The reluctance to re-examine our views and change our minds
is one of the greatest impediments to rational thinking. Instead of keeping an
open mind, we tend to prioritise information consciously and unconsciously and
reinforce what we believe. Seek out disconfirming evidence. The willingness to
seek out the discovery of our errors is an inestimable advantage.
1.
Rewrite cognitive errors in your own words.
2.
Checklist of past investing errors highlighting
the tendencies to which you are especially vulnerable.
3.
Strive to disprove your hypothesis, certain
evidence can support multiple hypotheses. Devils advocate reviews, premortems,
engage sceptics
4.
Adopt systematic analytical procedures.
The scientific literature shows that hunger, anger,
loneliness, tiredness, pain and stress are common preconditions for poor decision-making.
Brain health and function can be improved by sleep, meditation, exercise and nutrition.
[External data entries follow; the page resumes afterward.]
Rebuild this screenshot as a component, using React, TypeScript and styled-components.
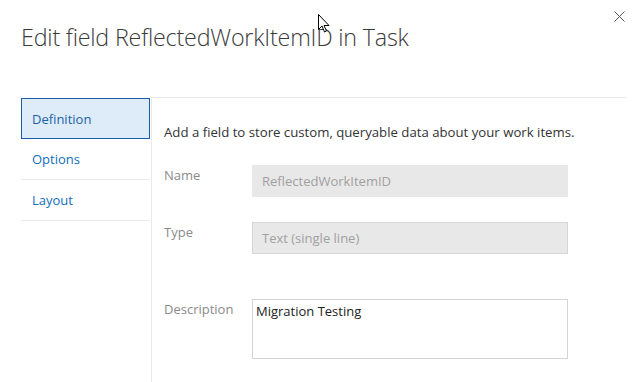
import styled, { createGlobalStyle } from "styled-components";

const GlobalStyle = createGlobalStyle`
  html, body {
    margin: 0;
    padding: 0;
    background: #ffffff;
  }
  body {
    font-family: "Open Sans", "Noto Sans", sans-serif;
    color: #333333;
  }
`;

const Dialog = styled.div`
  position: relative;
  width: 641px;
  height: 382px;
  overflow: hidden;
  padding: 0 15px 0 21px;
  box-sizing: border-box;
  display: flex;
  flex-direction: column;
`;

const Header = styled.div`
  height: 97px;
  display: flex;
  justify-content: space-between;
  align-items: flex-start;
`;

const Title = styled.h1`
  margin: 20px 0 0 0;
  font-size: 23.3px;
  line-height: 34px;
  font-weight: 300;
  color: #3a3a3a;
  letter-spacing: -0.2px;
`;

const CloseButton = styled.button`
  margin-top: 10px;
  width: 13px;
  height: 13px;
  padding: 0;
  border: none;
  background: none;
  display: flex;
  align-items: center;
  justify-content: center;
`;

const Cursor = styled.svg`
  position: absolute;
  left: 318px;
  top: 14px;
`;

const Body = styled.div`
  flex: 1;
  display: flex;
`;

const Nav = styled.nav`
  width: 130px;
  margin-top: 1px;
  display: flex;
  flex-direction: column;
`;

const NavItem = styled.div<{ selected?: boolean }>`
  width: 129px;
  height: 41px;
  box-sizing: border-box;
  display: flex;
  align-items: center;
  font-size: 13px;
  color: ${(p) => (p.selected ? "#1a5fa6" : "#106ebe")};
  background: ${(p) => (p.selected ? "#deecf9" : "transparent")};
  border: ${(p) => (p.selected ? "1px solid #1a5fa6" : "none")};
  border-bottom: 1px solid ${(p) => (p.selected ? "#1a5fa6" : "#eaeaea")};
  padding-left: ${(p) => (p.selected ? "10px" : "11px")};
`;

const Content = styled.section`
  flex: 1;
  border-top: 1px solid #eaeaea;
  border-left: 1px solid #eaeaea;
  padding: 24px 0 0 12px;
`;

const Intro = styled.p`
  margin: 0 0 23px 0;
  font-size: 13.2px;
  line-height: 20px;
  color: #333333;
`;

const FieldRow = styled.div<{ gap: number }>`
  display: flex;
  align-items: flex-start;
  margin-bottom: ${(p) => p.gap}px;
`;

const Label = styled.label`
  width: 88px;
  flex-shrink: 0;
  font-size: 13px;
  line-height: 20px;
  color: #8a8a8a;
`;

const ReadOnlyInput = styled.div<{ bordered?: boolean }>`
  width: 316px;
  height: 32px;
  box-sizing: border-box;
  background: #e8e8e8;
  border: 1px solid ${(p) => (p.bordered ? "#d6d6d6" : "#e8e8e8")};
  padding: 0 9px;
  display: flex;
  align-items: center;
  font-size: 13px;
  color: #a0a0a0;
`;

const TextArea = styled.div`
  width: 316px;
  height: 60px;
  box-sizing: border-box;
  border: 1px solid #d4d4d4;
  padding: 1px 3px;
  font-size: 13px;
  line-height: 20px;
  color: #222222;
`;

export default function App() {
  return (
    <>
      <GlobalStyle />
      <Dialog>
        <Header>
          <Title>Edit field ReflectedWorkItemID in Task</Title>
          <CloseButton aria-label="Close">
            <svg width="11" height="11" viewBox="0 0 11 11">
              <path
                d="M0.5 0.5 L10.5 10.5 M10.5 0.5 L0.5 10.5"
                stroke="#555555"
                strokeWidth="1"
              />
            </svg>
          </CloseButton>
        </Header>
        <Body>
          <Nav>
            <NavItem selected>Definition</NavItem>
            <NavItem>Options</NavItem>
            <NavItem>Layout</NavItem>
          </Nav>
          <Content>
            <Intro>
              Add a field to store custom, queryable data about your work items.
            </Intro>
            <FieldRow gap={25}>
              <Label>Name</Label>
              <ReadOnlyInput>ReflectedWorkItemID</ReadOnlyInput>
            </FieldRow>
            <FieldRow gap={45}>
              <Label>Type</Label>
              <ReadOnlyInput bordered>Text (single line)</ReadOnlyInput>
            </FieldRow>
            <FieldRow gap={0}>
              <Label>Description</Label>
              <TextArea>Migration Testing</TextArea>
            </FieldRow>
          </Content>
        </Body>
        <Cursor width="13" height="20" viewBox="0 0 13 20">
          <path
            d="M0.5 0.5 L0.5 15.5 L4 12 L6.5 18 L8.5 17 L6 11.5 L11 11.5 Z"
            fill="#ffffff"
            stroke="#000000"
            strokeWidth="1"
            strokeLinejoin="round"
          />
        </Cursor>
      </Dialog>
    </>
  );
}
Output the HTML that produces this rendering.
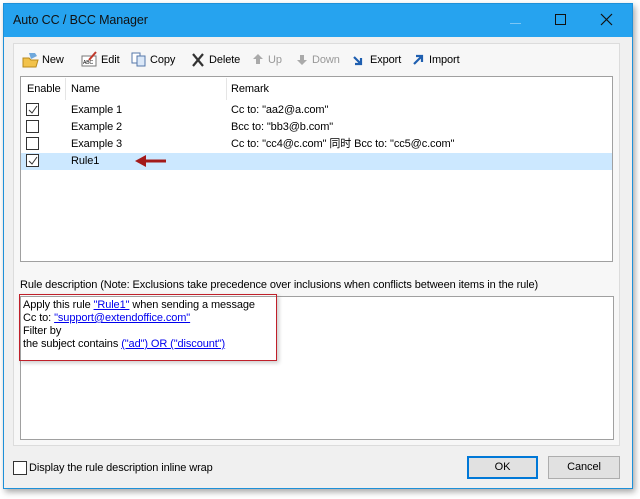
<!DOCTYPE html>
<html><head><style>
*{margin:0;padding:0;box-sizing:border-box}
body{width:640px;height:499px;background:#fff;font-family:"Liberation Sans","Noto Sans CJK SC",sans-serif;font-size:11px;letter-spacing:-0.1px;color:#000;position:relative;overflow:hidden}
.a{position:absolute}
.win{left:3px;top:3px;width:630px;height:486px;background:#f0f0f0;border:1px solid #1e90d8;box-shadow:2px 3px 6px rgba(0,0,0,.35)}
.title{left:0;top:0;width:628px;height:33px;background:#26a3ef}
.t{white-space:nowrap;line-height:14px}
.cb{width:13px;height:13px;border:1px solid #333;background:#fff}
.lnk{color:#0000ee;text-decoration:underline}
.btn{height:23px;background:#e1e1e1;border:1px solid #adadad;text-align:center;line-height:21px}
</style></head><body>
<div class="a win">
 <div class="a title"></div>
</div>
<div class="a t" style="left:13px;top:13px;font-size:12.5px;color:#111">Auto CC / BCC Manager</div>
<div class="a" style="left:510px;top:23px;width:11px;height:1px;background:#7cc6f5"></div>
<div class="a" style="left:555px;top:14px;width:11px;height:11px;border:1px solid #111"></div>
<svg class="a" style="left:600px;top:13px" width="13" height="13"><path d="M1 1L12 12M12 1L1 12" stroke="#111" stroke-width="1.2"/></svg>

<div class="a" style="left:13px;top:43px;width:607px;height:403px;background:#f7f7f7;border:1px solid #dcdcdc"></div>

<!-- toolbar -->
<svg class="a" style="left:22px;top:52px" width="18" height="16"><path d="M1 6h6l2 2h7l-2 7H1z" fill="#f2c24a" stroke="#b98a1c"/><path d="M7 1l6 0 2 3-6 3z" fill="#6fa8dc"/></svg>
<div class="a t" style="left:42px;top:53px">New</div>
<svg class="a" style="left:81px;top:51px" width="17" height="17"><rect x="1" y="5" width="14" height="10" fill="#fff" stroke="#777"/><text x="2" y="13" font-size="5" font-family="Liberation Sans">ABC</text><path d="M8 9L15 1" stroke="#c0392b" stroke-width="2"/></svg>
<div class="a t" style="left:101px;top:53px">Edit</div>
<svg class="a" style="left:131px;top:52px" width="16" height="16"><rect x="1" y="1" width="8" height="10" fill="#fff" stroke="#5577aa"/><rect x="6" y="4" width="8" height="10" fill="#dbe8f8" stroke="#5577aa"/></svg>
<div class="a t" style="left:150px;top:53px">Copy</div>
<svg class="a" style="left:191px;top:53px" width="14" height="14"><path d="M2 1L12 13M12 1L2 13" stroke="#333" stroke-width="2.2"/></svg>
<div class="a t" style="left:209px;top:53px">Delete</div>
<svg class="a" style="left:253px;top:54px" width="10" height="11"><path d="M5 0L10 5H7v5H3V5H0z" fill="#aaa"/></svg>
<div class="a t" style="left:268px;top:53px;color:#999">Up</div>
<svg class="a" style="left:297px;top:54px" width="10" height="11"><path d="M5 11L10 6H7V1H3v5H0z" fill="#aaa"/></svg>
<div class="a t" style="left:312px;top:53px;color:#999">Down</div>
<svg class="a" style="left:353px;top:54px" width="12" height="12"><path d="M1 3l7 7M8 4v6H2" stroke="#1f5fb0" stroke-width="2.2" fill="none"/></svg>
<div class="a t" style="left:370px;top:53px">Export</div>
<svg class="a" style="left:412px;top:54px" width="12" height="12"><path d="M2 10l8-8M4 2h6v6" stroke="#1f5fb0" stroke-width="2.2" fill="none"/></svg>
<div class="a t" style="left:429px;top:53px">Import</div>

<!-- list -->
<div class="a" style="left:20px;top:76px;width:593px;height:186px;background:#fff;border:1px solid #a0a0a0"></div>
<div class="a" style="left:65px;top:78px;width:1px;height:22px;background:#e5e5e5"></div>
<div class="a" style="left:226px;top:78px;width:1px;height:22px;background:#e5e5e5"></div>
<div class="a t" style="left:27px;top:82px">Enable</div>
<div class="a t" style="left:71px;top:82px">Name</div>
<div class="a t" style="left:231px;top:82px">Remark</div>
<div class="a" style="left:21px;top:153px;width:591px;height:17px;background:#cce8ff"></div>
<div class="a cb" style="left:26px;top:103px"></div><svg class="a" style="left:27px;top:104px" width="11" height="11"><path d="M2 6l3 3 5-7" stroke="#333" fill="none"/></svg>
<div class="a cb" style="left:26px;top:120px"></div>
<div class="a cb" style="left:26px;top:137px"></div>
<div class="a cb" style="left:26px;top:154px"></div><svg class="a" style="left:27px;top:155px" width="11" height="11"><path d="M2 6l3 3 5-7" stroke="#333" fill="none"/></svg>
<div class="a t" style="left:71px;top:103px">Example 1</div>
<div class="a t" style="left:71px;top:120px">Example 2</div>
<div class="a t" style="left:71px;top:137px">Example 3</div>
<div class="a t" style="left:71px;top:154px">Rule1</div>
<div class="a t" style="left:231px;top:103px">Cc to: "aa2@a.com"</div>
<div class="a t" style="left:231px;top:120px">Bcc to: "bb3@b.com"</div>
<div class="a t" style="left:231px;top:137px">Cc to: "cc4@c.com" 同时 Bcc to: "cc5@c.com"</div>
<svg class="a" style="left:134px;top:154px" width="34" height="14"><path d="M32 7H10" stroke="#a31a1a" stroke-width="3"/><path d="M1 7L12 1V13z" fill="#a31a1a"/></svg>

<div class="a t" style="left:20px;top:278px">Rule description (Note: Exclusions take precedence over inclusions when conflicts between items in the rule)</div>
<div class="a" style="left:20px;top:296px;width:594px;height:144px;background:#fff;border:1px solid #a0a0a0"></div>
<div class="a" style="left:19px;top:294px;width:258px;height:67px;border:1px solid #c0202a;box-shadow:2px 2px 4px rgba(0,0,0,.2)"></div>
<div class="a t" style="left:23px;top:299px;line-height:13px">Apply this rule <span class="lnk">"Rule1"</span> when sending a message<br>Cc to: <span class="lnk">"support@extendoffice.com"</span><br>Filter by<br>the subject contains <span class="lnk">("ad") OR ("discount")</span></div>

<div class="a cb" style="left:13px;top:461px;width:14px;height:14px"></div>
<div class="a t" style="left:29px;top:461px">Display the rule description inline wrap</div>
<div class="a btn" style="left:467px;top:456px;width:71px;border:2px solid #0078d7;line-height:19px">OK</div>
<div class="a btn" style="left:548px;top:456px;width:72px">Cancel</div>
</body></html>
We also need to construct lifestyles that are conducive to calm resilience.
Beyond Rich -summation
One aspect of a successful and abundant life is the self-respect
that comes from trying consistently to behave decently and avoid harming
others.
The freedom to construct a life that aligns authentically
with your passions and peculiarities may be the single greatest luxury that
money can buy.
Resilience is a prerequisite for success in markets and
life.-learn to cope with adversity
Disturbance only comes from within - from our perceptions,
choose not to be harmed and you won't feel harmed. It can ruin your life only
if it ruins your character.
Basically, you can't control what happens to you, you can
only control your attitude towards it. Whether it is good, bad, indifferent,
fair, or unfair, you can choose the attitude you take to it.
You can't control what other people are going to say about
you or think about you. You can control your reactions.
It is within you that both your destruction and destruction deliverance
lie.
No longer allow negative thoughts about yourself or others to
linger in your mind and drain you energy.